The National Churches Trust
The National Churches Trust was created in 2007 to carry on the work of the Historic Churches Preservation Trust (HCPT), which was set up in 1953.
Our mission is to support and celebrate churches, provide advice and information, and to speak up for churches of all Christian denominations and the work they do.
Our charity has a fascinating history that begins at the start of the 19th century with the Incorporated Church Building Society.
The Incorporated Church Building Society
The ICBS was founded in 1818. Its purpose was to “remedy the deficiencies of places set aside for Public Worship in our towns and cities”. Unlike the National Churches Trust and the Historic Churches Preservation Trust the ICBS only served Anglican churches. By 1845 the Society was assisting with the building of over 50 churches a year. However, the ICBS had become less active by the 20th century. In 1983 the Historic Churches Preservation Trust assumed responsibility for the Society’s affairs.
Historic Churches Preservation Trust
By the middle of the 20th century, many parish churches in the UK were in a poor state of repair. This was the result of many social and economic factors, and worsened by the Second World War, during which repair and maintenance of churches came largely to a stop.

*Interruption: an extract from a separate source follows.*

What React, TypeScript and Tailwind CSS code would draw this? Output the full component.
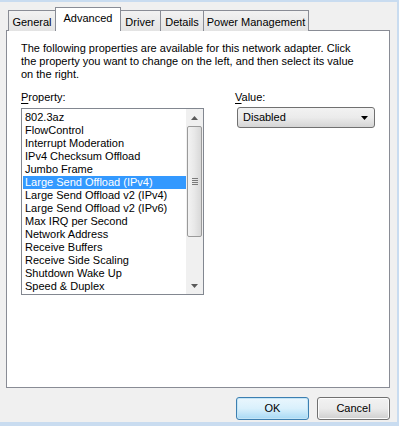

The Church Assembly (now the General Synod) set up a Commission to investigate what was necessary to reverse this situation, and found that £4,000,000 was needed to restore the condition of churches across the UK to good condition.
The Historic Churches Preservation Trust was established in 1953 and acted primarily as a grant giving trust, providing vital funds for repairs to historic churches. From the outset, the HCPT supported churches of all the major Christian denominations, as well as chapels and meeting houses.
In 2013, we celebrated the 60th anniversary of the Historic Churches Preservation Trust with a special service at Westminster Abbey.